La parte animal de la tristeza, sin embargo, en el origen de la sociedad, fue reutilizada y convertida, como ocurrió con otras emociones, en un lazo y vínculo comunitario, en la reacción personal a la pérdida de alguien significativo para la comunidad. Como ha explicado Juan Luis Arsuaga, la conciencia de la muerte es un rasgo cognitivo que aparece unido a la génesis de la especie humana. Es un indicativo de la capacidad de pensar en tiempos largos, más allá del tiempo personal, en la elaboración del tiempo común. Saber que nuestro tiempo en la vida es limitado, que se acaba pronto, fue lo que nos hizo humanos.
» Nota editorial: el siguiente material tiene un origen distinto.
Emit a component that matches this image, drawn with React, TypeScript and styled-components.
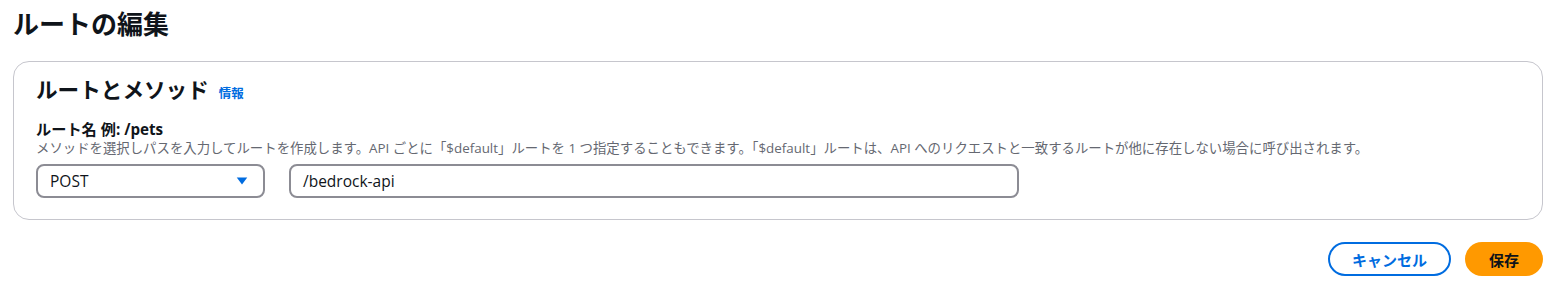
import styled, { createGlobalStyle } from "styled-components";

const GlobalStyle = createGlobalStyle`
    body {
        margin: 0;
        background: #ffffff;
        font-family: "Open Sans", "Noto Sans CJK JP", sans-serif;
        color: #0f141a;
    }
`;

const Page = styled.div`
    padding: 7px 13px 0 13px;
`;

const Title = styled.h1`
    margin: 0 0 20px 0;
    font-size: 26px;
    line-height: 34px;
    font-weight: 700;
`;

const Container = styled.section`
    border: 1px solid #c6c6cd;
    border-radius: 16px;
    padding: 14px 22px 21px 22px;
`;

const HeaderRow = styled.div`
    display: flex;
    align-items: baseline;
    gap: 10px;
    margin-bottom: 15px;
`;

const Heading = styled.h2`
    margin: 0;
    font-size: 21.6px;
    line-height: 28px;
    font-weight: 700;
`;

const InfoLink = styled.a`
    font-size: 12.5px;
    font-weight: 700;
    color: #006ce0;
    text-decoration: none;
`;

const Label = styled.div`
    font-size: 15.2px;
    line-height: 20px;
    font-weight: 700;
`;

const Description = styled.div`
    font-size: 13.4px;
    line-height: 19px;
    color: #656871;
    margin-bottom: 6px;
    white-space: nowrap;
`;

const FieldRow = styled.div`
    display: flex;
    gap: 24px;
`;

const Box = styled.div<{ $width: number }>`
    box-sizing: border-box;
    width: ${p => p.$width}px;
    height: 34px;
    border: 2px solid #8c8c94;
    border-radius: 8px;
    display: flex;
    align-items: center;
    justify-content: space-between;
    padding: 0 14px 0 12px;
    font-size: 15.5px;
`;

const Caret = styled.svg`
    width: 14px;
    height: 14px;
`;

const Actions = styled.div`
    display: flex;
    justify-content: flex-end;
    gap: 14px;
    margin-top: 22px;
`;

const Button = styled.button<{ $primary?: boolean }>`
    box-sizing: border-box;
    height: 34px;
    border-radius: 20px;
    padding: 0 22px;
    font-family: inherit;
    font-size: 15px;
    font-weight: 700;
    border: 2px solid ${p => (p.$primary ? "#ff9900" : "#006ce0")};
    background: ${p => (p.$primary ? "#ff9900" : "#ffffff")};
    color: ${p => (p.$primary ? "#0f141a" : "#006ce0")};
`;

export default function App() {
    return (
        <Page>
            <GlobalStyle />
            <Title>ルートの編集</Title>
            <Container>
                <HeaderRow>
                    <Heading>ルートとメソッド</Heading>
                    <InfoLink href="#">情報</InfoLink>
                </HeaderRow>
                <Label>ルート名 例: /pets</Label>
                <Description>
                    メソッドを選択しパスを入力してルートを作成します。API ごとに「$default」ルートを 1 つ指定することもできます。「$default」ルートは、API へのリクエストと一致するルートが他に存在しない場合に呼び出されます。
                </Description>
                <FieldRow>
                    <Box $width={229}>
                        <span>POST</span>
                        <Caret viewBox="0 0 16 16">
                            <path d="M2 4h12L8 12z" fill="#006ce0" />
                        </Caret>
                    </Box>
                    <Box $width={730}>
                        <span>/bedrock-api</span>
                    </Box>
                </FieldRow>
            </Container>
            <Actions>
                <Button>キャンセル</Button>
                <Button $primary>保存</Button>
            </Actions>
        </Page>
    );
}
Las primeras sociedades produjeron los instrumentos para sobrellevar y hacerse cargo de este conocimiento, quizás el primero de los frutos del árbol de la vida, del saber del bien y del mal. Por ello, la tristeza y la pena se convirtieron pronto en las emociones adecuadas a la pérdida, convertidas en duelo común, en comunidad de tristeza. No soportaríamos la inminencia de la muerte si no supiésemos que familiares y amigos nos llorarán, que habremos dejado al menos un hueco en sus corazones que nos sobrevive. Esa fue la función básica de la tristeza como emoción moral: llorar la pérdida es la forma en que los humanos celebramos la vida y los lazos que nos unen.
La Ilíada y Antígona, como cantos funerarios, son documentos de la sabiduría de especie, son profecías de lo que les ocurre a las sociedades que no saben llorar a sus muertos ni hacerse cargo de la pena por la pérdida de los suyos y de los otros. Los dos textos nos hablan de que la muerte y la pérdida une a los enemigos en lo más común que nos hace humanos: la tristeza y la pena.